Sr. Hortencia was deeply impacted by Fr. Al’s radical witness of obliging the Virgin of the Poor. She sees a providence in his decision to leave Belgium for the poorest of the poor in Busan, South Korea and to alas touch down in her native land.
“Mexico is the “unfinished symphony” of Fr. Al. And since I’m Mexican, it is important to me to try to carry out his dream the best that I can. The dream of Fr. Al is my own dream. It is all the Sisters of Mary’s dream.”
Sr. Marinei Ferreira dos Santos, 40, from Niquelandia Brazil
A curtain of awkward silence dropped, and the dogs barking in the countryside were the only sound as the Brazilian Sister struggled to pull a cross from her soul.
Someone asked Sister Marinei (pronounced Mar-en-ae) what she had yet to die to. Her hesitant eyes told distinctly different stories: her self-consciousness at being caught in the teeth of a perceived weakness and of her desire to fully expose it. The distant barks seemed to grow louder.
Finally – “I am sensitive,” she whispered with the awkward smile of a kindergartner at her first picture-taking. “And I know I must give that up, too. My thoughts, my hurts – it is all nothing. I must die to everything to be filled with Christ.
“To live poverty means that I must accept a certain death … now, it is not easy for me [Sr. Marinei laughs as the tension in the room loosens], but I know I need to die several times a day. I need to leave behind everything that I am.”
Sr. Marinei is an aberration, like the odd black sheep within a universe of ivory-white flocks. She is not one of them. The cheery-eyed Sister didn’t come up within the ranks. More than 90 percent of the Sisters of Mary congregation are former students and long-time members of the community. So in a way, St. Marinei is a humble, dimly-lit star in Chalco, Mexico.
The work of the Sisters is extraordinarily difficult; most aspirants from the outside simply fade away at some point in formation. But Sr. Marinei stuck. Her desire to suffer for the poor became more powerful than her desire to quit.
From the very beginning of her life in her small central Brazilian village of Niquelandia, she pushed onward when others warned her to slow down. “I explored other communities [of Sisters]; the Oblates, the Franciscans and some others, but when I learned that the Sisters of Mary served poor children, I wanted to go that way,” she said. “When two Sisters visited me at my church one day to invite me, I was told by my [pastor] to relax. That all of this needed to be discussed, that it wasn’t good to go so fast.”

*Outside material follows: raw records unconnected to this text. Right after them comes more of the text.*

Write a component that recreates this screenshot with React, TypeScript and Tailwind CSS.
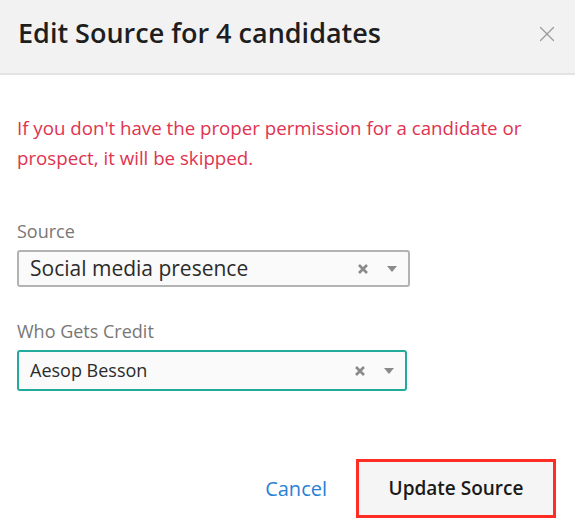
import { X } from "lucide-react";

function SelectBox({
  value,
  focused,
  width,
  height,
  textSize,
}: {
  value: string;
  focused?: boolean;
  width: string;
  height: string;
  textSize: string;
}) {
  return (
    <div
      className={`flex items-center rounded-[3px] bg-[#fafafa] ${width} ${height} ${
        focused ? "border-2 border-[#22ab9c]" : "border-2 border-[#b3b3b3]"
      }`}
    >
      <span className={`flex-1 pl-[11px] text-[#2b2b2b] ${textSize}`}>{value}</span>
      <svg width="12" height="12" viewBox="0 0 12 12" className="mr-[17px]">
        <path d="M2 2 L10 10 M10 2 L2 10" stroke="#8a8a8a" strokeWidth="2.6" strokeLinecap="butt" />
      </svg>
      <svg width="12" height="8" viewBox="0 0 12 8" className="mr-[10px]">
        <path d="M1 1 L11 1 L6 7 Z" fill="#8a8a8a" />
      </svg>
    </div>
  );
}

export default function App() {
  return (
    <div
      className="w-[575px] h-[530px] bg-white overflow-hidden"
      style={{ fontFamily: '"Open Sans", "Noto Sans", sans-serif' }}
    >
      {/* Header */}
      <div className="h-[75px] bg-[#f2f2f2] border-b-2 border-[#e3e3e3] flex items-center justify-between pl-[18px] pr-[15px] pb-[6px]">
        <h1 className="text-[27px] font-semibold text-[#1e1e1e]">
          Edit Source for 4 candidates
        </h1>
        <X className="w-[26px] h-[26px] text-[#9a9a9a]" strokeWidth={1.1} />
      </div>

      {/* Body */}
      <div className="px-[17px] pt-[38px]">
        <p className="text-[18.7px] leading-[30px] text-[#e0334f] pr-[20px]">
          If you don't have the proper permission for a candidate or prospect, it will be skipped.
        </p>

        <div className="mt-[45px]">
          <div className="text-[18px] text-[#777777] mb-[5px]">Source</div>
          <SelectBox value="Social media presence" width="w-[393px]" height="h-[37px]" textSize="text-[21px]" />
        </div>

        <div className="mt-[31px]">
          <div className="text-[18px] text-[#777777] mb-[5px]">Who Gets Credit</div>
          <SelectBox value="Aesop Besson" focused width="w-[390px]" height="h-[41px]" textSize="text-[18px]" />
        </div>
      </div>

      {/* Footer */}
      <div className="flex items-center justify-end gap-[29px] pr-[19px] mt-[68px]">
        <button className="text-[20px] text-[#2a7fd4]">Cancel</button>
        <button className="w-[200px] h-[59px] border-[3px] border-[#ff2e24] bg-[#f5f5f5] text-[19px] font-semibold text-[#1a1a1a]">
          Update Source
        </button>
      </div>
    </div>
  );
}
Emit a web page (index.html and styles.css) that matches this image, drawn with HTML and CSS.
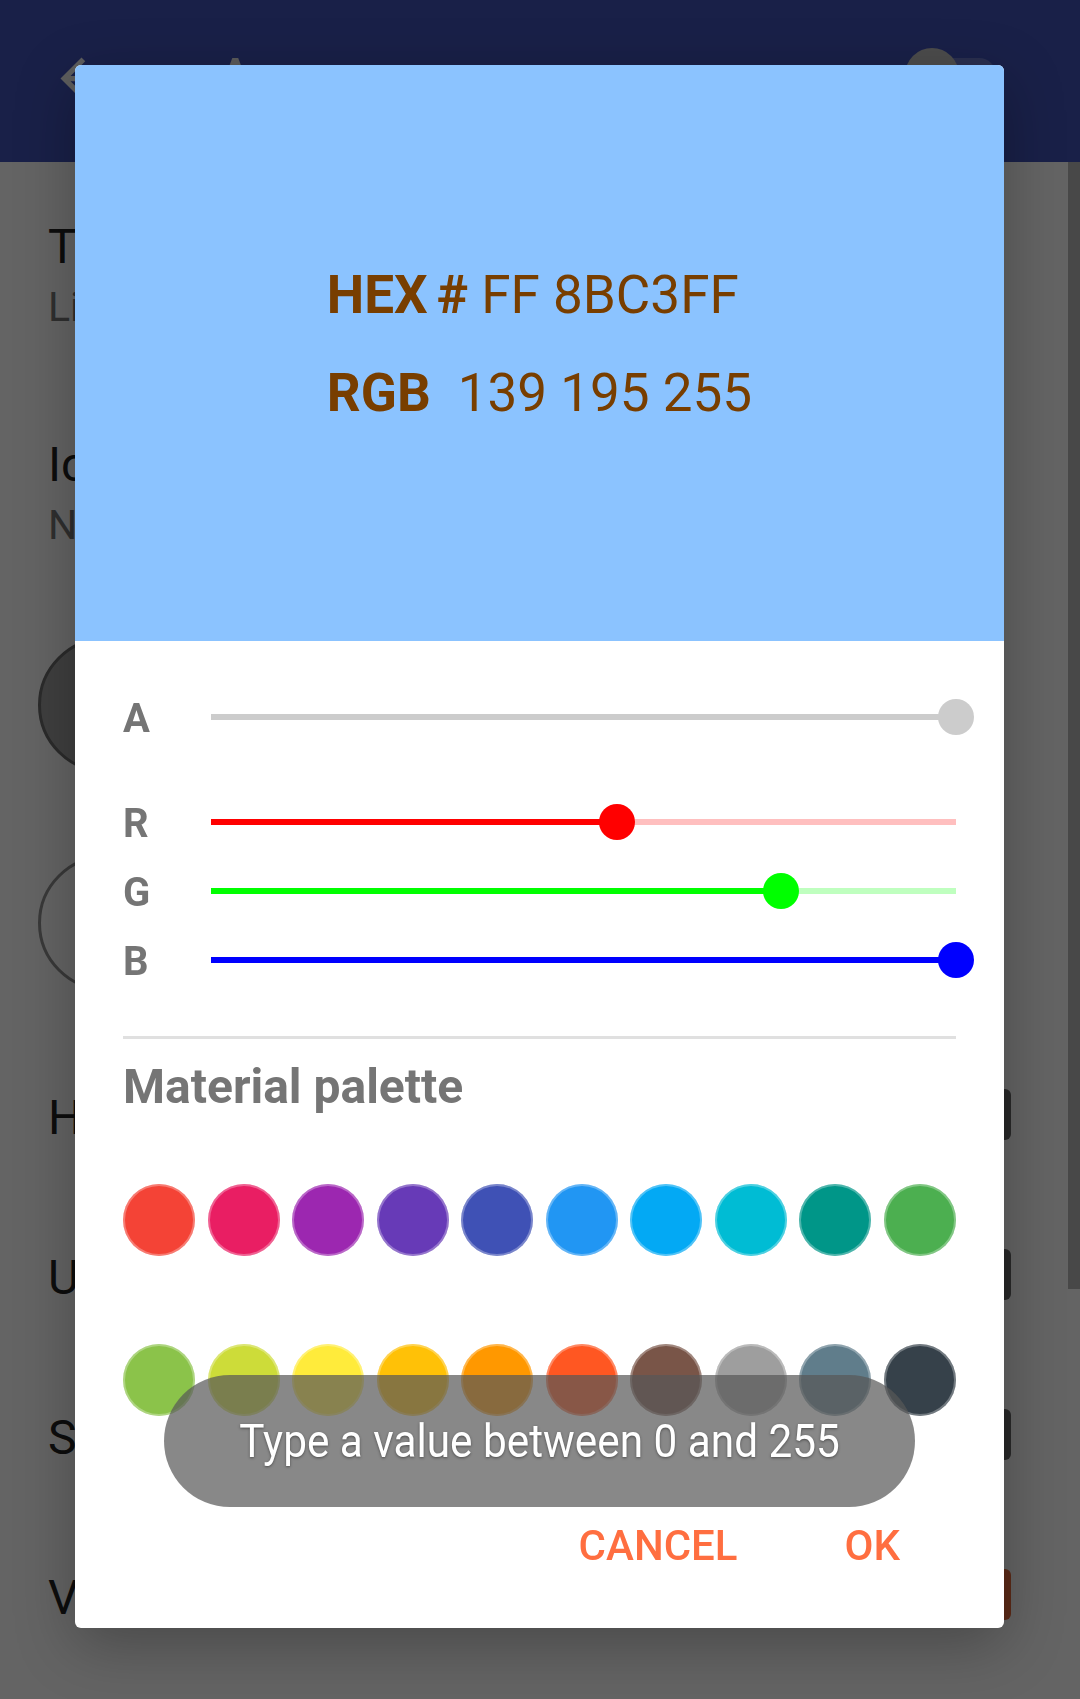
FILE: index.html
```html
<!DOCTYPE html>
<html lang="en">
<head>
<meta charset="utf-8">
<title>Color picker</title>
<link rel="stylesheet" href="styles.css">
</head>
<body>
  <div class="app">
    <header class="appbar">
      <svg class="back" viewBox="0 0 24 24" aria-hidden="true"><path d="M20 11H7.83l5.59-5.59L12 4l-8 8 8 8 1.41-1.41L7.83 13H20v-2z"/></svg>
      <div class="appbar-title">Appearance</div>
      <div class="switch"><span class="switch-track"></span><span class="switch-thumb"></span></div>
    </header>
    <main class="settings">
      <div class="item item-first"><div class="item-title">Theme</div><div class="item-sub">Light</div></div>
      <div class="item item-second"><div class="item-title">Icon</div><div class="item-sub">None</div></div>
      <div class="circle circle-filled"></div>
      <div class="circle circle-outline"></div>
      <div class="row row-first"><span class="item-title">Header</span><span class="btn-swatch"></span></div>
      <div class="row"><span class="item-title">Unread</span><span class="btn-swatch"></span></div>
      <div class="row"><span class="item-title">Selected</span><span class="btn-swatch"></span></div>
      <div class="row"><span class="item-title">Visited</span><span class="btn-swatch btn-swatch-accent"></span></div>
    </main>
    <div class="scroll-indicator"></div>
  </div>

  <div class="scrim"></div>

  <div class="dialog">
    <div class="preview">
      <div class="values">
        <div class="value-line"><b>HEX</b><b class="hash">#</b> FF 8BC3FF</div>
        <div class="value-line"><b>RGB</b><span class="rgb-val">139 195 255</span></div>
      </div>
    </div>

    <div class="sliders">
      <div class="slider slider-alpha">
        <span class="slider-label">A</span>
        <div class="track track-a"><span class="fill" style="width:100%"></span><span class="thumb" style="left:100%"></span></div>
      </div>
      <div class="slider">
        <span class="slider-label">R</span>
        <div class="track track-r"><span class="fill" style="width:54.5%"></span><span class="thumb" style="left:54.5%"></span></div>
      </div>
      <div class="slider">
        <span class="slider-label">G</span>
        <div class="track track-g"><span class="fill" style="width:76.5%"></span><span class="thumb" style="left:76.5%"></span></div>
      </div>
      <div class="slider">
        <span class="slider-label">B</span>
        <div class="track track-b"><span class="fill" style="width:100%"></span><span class="thumb" style="left:100%"></span></div>
      </div>
    </div>

    <div class="divider"></div>
    <div class="palette-title">Material palette</div>

    <div class="palette">
      <span class="dot" style="background:#F44336"></span>
      <span class="dot" style="background:#E91E63"></span>
      <span class="dot" style="background:#9C27B0"></span>
      <span class="dot" style="background:#673AB7"></span>
      <span class="dot" style="background:#3F51B5"></span>
      <span class="dot" style="background:#2196F3"></span>
      <span class="dot" style="background:#03A9F4"></span>
      <span class="dot" style="background:#00BCD4"></span>
      <span class="dot" style="background:#009688"></span>
      <span class="dot" style="background:#4CAF50"></span>
      <span class="dot" style="background:#8BC34A"></span>
      <span class="dot" style="background:#CDDC39"></span>
      <span class="dot" style="background:#FFEB3B"></span>
      <span class="dot" style="background:#FFC107"></span>
      <span class="dot" style="background:#FF9800"></span>
      <span class="dot" style="background:#FF5722"></span>
      <span class="dot" style="background:#795548"></span>
      <span class="dot" style="background:#9E9E9E"></span>
      <span class="dot" style="background:#607D8B"></span>
      <span class="dot" style="background:#36414A"></span>
    </div>

    <div class="actions">
      <span class="btn">CANCEL</span>
      <span class="btn">OK</span>
    </div>
  </div>

  <div class="toast"><span class="toast-text">Type a value between 0 and 255</span></div>
</body>
</html>
```
FILE: styles.css
```css
* { box-sizing: border-box; margin: 0; padding: 0; }

html, body { width: 1080px; height: 1699px; }

body {
  position: relative;
  overflow: hidden;
  background: #FAFAFA;
  font-family: Roboto, "Liberation Sans", sans-serif;
}

/* ---------- underlying settings screen ---------- */
.app { position: relative; height: 1699px; }

.appbar {
  height: 162px;
  background: #3F51B5;
  display: flex;
  align-items: flex-start;
  padding-top: 47px;
}
.back { width: 63px; height: 63px; margin-left: 50px; fill: #EAEAEA; flex: none; }
.appbar-title {
  margin-left: 105px;
  font-size: 52px;
  font-weight: 500;
  line-height: 62px;
  color: #E4E4E4;
}
.switch { position: relative; width: 91px; height: 54px; margin-left: auto; margin-right: 84px; margin-top: 1px; }
.switch-track {
  position: absolute; left: 3px; right: 0; top: 10px; height: 34px;
  border-radius: 17px; background: rgba(255,255,255,0.22);
}
.switch-thumb {
  position: absolute; left: 0; top: 0; width: 54px; height: 54px;
  border-radius: 50%; background: #BDBDBD;
}

.settings { display: flex; flex-direction: column; padding-left: 48px; }
.item-title { font-size: 48px; line-height: 56px; color: #212121; white-space: nowrap; }
.item-sub { font-size: 41px; line-height: 48px; color: #757575; margin-top: 8px; }
.item-first { margin-top: 57px; }
.item-second { margin-top: 106px; }

.circle { width: 136px; height: 136px; border-radius: 50%; margin-left: -10px; }
.circle-filled { margin-top: 88px; background: #9E9E9E; border: 3px solid #6B6B6B; }
.circle-outline { margin-top: 82px; border: 3px solid #8F8F8F; }

.row {
  display: flex; align-items: flex-start; justify-content: space-between;
  height: 56px; margin-top: 104px; padding-right: 69px;
}
.row-first { margin-top: 99px; }
.btn-swatch { width: 160px; height: 51px; margin-top: -1px; border-radius: 6px; background: #676767; }
.btn-swatch-accent { background: #E6693A; }

.scroll-indicator {
  position: absolute; right: 0; top: 162px; width: 12px; height: 1127px; background: #B4B4B4;
}

.scrim { position: fixed; inset: 0; background: rgba(0,0,0,0.6); }

/* ---------- dialog ---------- */
.dialog {
  position: absolute;
  left: 75px; top: 65px;
  width: 929px; height: 1563px;
  background: #FFFFFF;
  border-radius: 6px;
  overflow: hidden;
  box-shadow: 0 16px 60px rgba(0,0,0,0.28);
  display: flex; flex-direction: column;
}

.preview {
  height: 576px; flex: none;
  background: #8BC3FF;
  padding-top: 181px;
  display: flex; flex-direction: column; align-items: center;
  color: #783E00;
  font-size: 53px;
}
.values { display: flex; flex-direction: column; align-items: flex-start; }
.value-line { line-height: 98px; white-space: pre; }
.value-line b { font-weight: 700; }
.hash { margin-left: 9px; }
.rgb-val { margin-left: 27px; }

.sliders { padding: 41px 48px 0; }
.slider {
  display: grid;
  grid-template-columns: 88px 1fr;
  align-items: center;
  height: 69px;
}
.slider-alpha { margin-bottom: 36px; }
.slider-label {
  font-size: 40px; font-weight: 700; line-height: 40px;
  color: #757575; padding-top: 5px;
}
.track { position: relative; height: 6px; }
.fill { position: absolute; left: 0; top: 0; height: 6px; }
.thumb {
  position: absolute; top: 50%;
  width: 36px; height: 36px; border-radius: 50%;
  transform: translate(-50%, -50%);
}
.track-a { background: #CCCCCC; }
.track-a .fill, .track-a .thumb { background: #CCCCCC; }
.track-r { background: #FFBFBF; }
.track-r .fill, .track-r .thumb { background: #FF0000; }
.track-g { background: #BFFFBF; }
.track-g .fill, .track-g .thumb { background: #00FF00; }
.track-b { background: #BFBFFF; }
.track-b .fill, .track-b .thumb { background: #0000FF; }

.divider { height: 3px; background: #E0E0E0; margin: 42px 48px 0; flex: none; }

.palette-title {
  margin: 20px 48px 0;
  font-size: 48px; font-weight: 700; line-height: 56px;
  color: #757575;
}

.palette {
  margin: 69px 48px 0;
  display: grid;
  grid-template-columns: repeat(10, 72px);
  justify-content: space-between;
  row-gap: 88px;
}
.dot {
  width: 72px; height: 72px; border-radius: 50%;
  box-shadow: inset 0 0 0 2px rgba(255,255,255,0.3);
}

.actions {
  margin-top: 105px;
  display: flex; justify-content: flex-end;
  gap: 107px; padding-right: 104px;
}
.btn {
  font-size: 42px; font-weight: 500; line-height: 49px;
  color: #FF6E40;
}

/* ---------- toast ---------- */
.toast {
  position: absolute;
  left: 164px; top: 1375px;
  width: 751px; height: 132px;
  border-radius: 66px;
  background: rgba(87,87,87,0.71);
  display: flex; align-items: center; justify-content: center;
}
.toast-text {
  display: inline-block;
  color: #FFFFFF;
  font-size: 47px;
  line-height: 56px;
  text-shadow: 0 1px 3px rgba(0,0,0,0.45);
  white-space: nowrap;
  transform: scaleX(0.9);
}
```
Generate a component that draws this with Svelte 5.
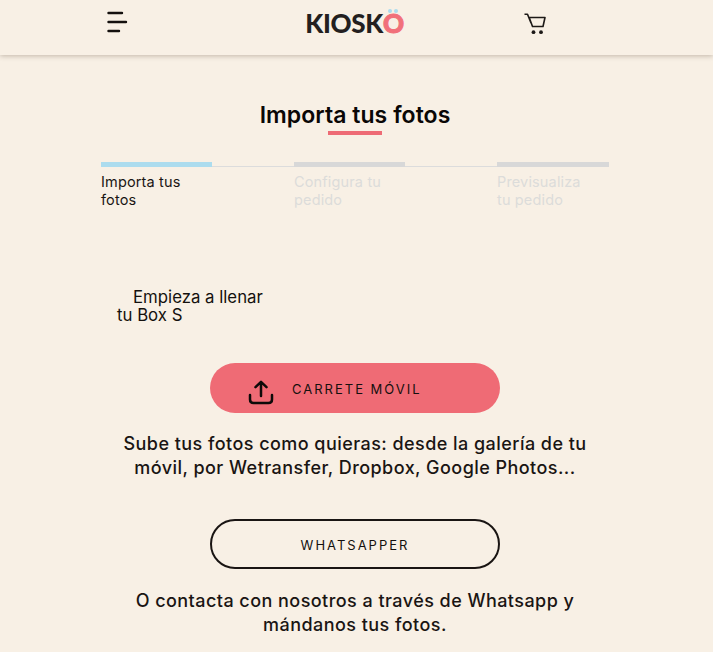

Her parents, friends and family members shared the priest’s concerns. Finally, Sr. Marinei reached out to her local ordinary, Bishop Agostinho Marochi. He smiled – Marinei – you go to the poor children.
“”So I went … but even if he said ‘No’ like the rest, I think I would have gone,” she said in an explosion of laughter. “The Sisters of Mary are different from every other congregation. I knew when I left to join them that I also had to leave my family and friends behind.
“But that is the Gospel – I leave everything – mother, father, all that I have. This is what Jesus asks of me. It is difficult, but these difficulties are great gifts. Because they allow me to offer myself fully to Him.